A few days after my blog entry about my impatience, I had the opportunity to experience some releases regarding the information that was stored inside my body that created the pressure. I knew my impatience was not mine and was not serving me, I was just waiting for something, a situation, an image, a person, to trigger the release.
Paul, Olivier and I went away for a few days to visit family members and on our way there, we stop at a restaurant. As we are eating, my son is not wanting to sit down to eat and all he wants to do is run around the restaurant, ask about everything he sees and play “pick a boo”. On my husband's hollodeck, this was amusing and he was just so delighted to be able to spend some time with him. On my hollodeck, the pressure in my body was high. So, I decided to just sit back and started to breath. The information moved up in my throat and it was hard for me to sallow and to breath well so I got up. I felt like things were heavy around me and as I recall the moment, the image in my mind is grayish in color and fuzzy. I walked around for a bite (just like my son) and I felt a little better.

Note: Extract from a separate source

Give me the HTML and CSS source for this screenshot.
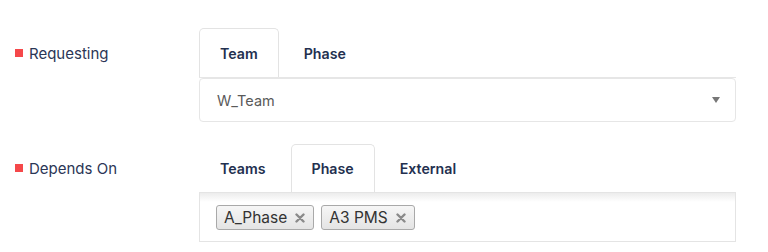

As we are about to leave, I go to the washroom with my son to wash his hands and as I enter the washroom, it hit me. A wave of fear, then sadness came over my body. It was very powerful. My cells were remembering something about the past, probably related to an event that happened in a public washroom. I re-lived it, and then a sense of peace came over my body.
As we continued our drive, I allowed to wave to continue it's work, with no story attached to it. Knowing and believing that the impatience did not belong to me, it was just a matter of voicing my concern about the impatience I was feeling, claiming it and then sending my intentions to release it. The difference has been night and day. Even my friends ask me, " don't you get annoyed at all the questions he asks" It's not even relevant anymore. I feel a tremendous amount of space around my relationship with him. I feel so fortunate to have him as a little teacher. I am looking forward to what will come about, what will be created in the new space we opened up for ourselves.
Children are little Sun's walking around, shinning their brilliance beautifully, gracefully and so clearly. They are our most precious teachers as they shine the light of love directly from the source. They need our guidance with earthly ways and we need their guidance with the ways of love.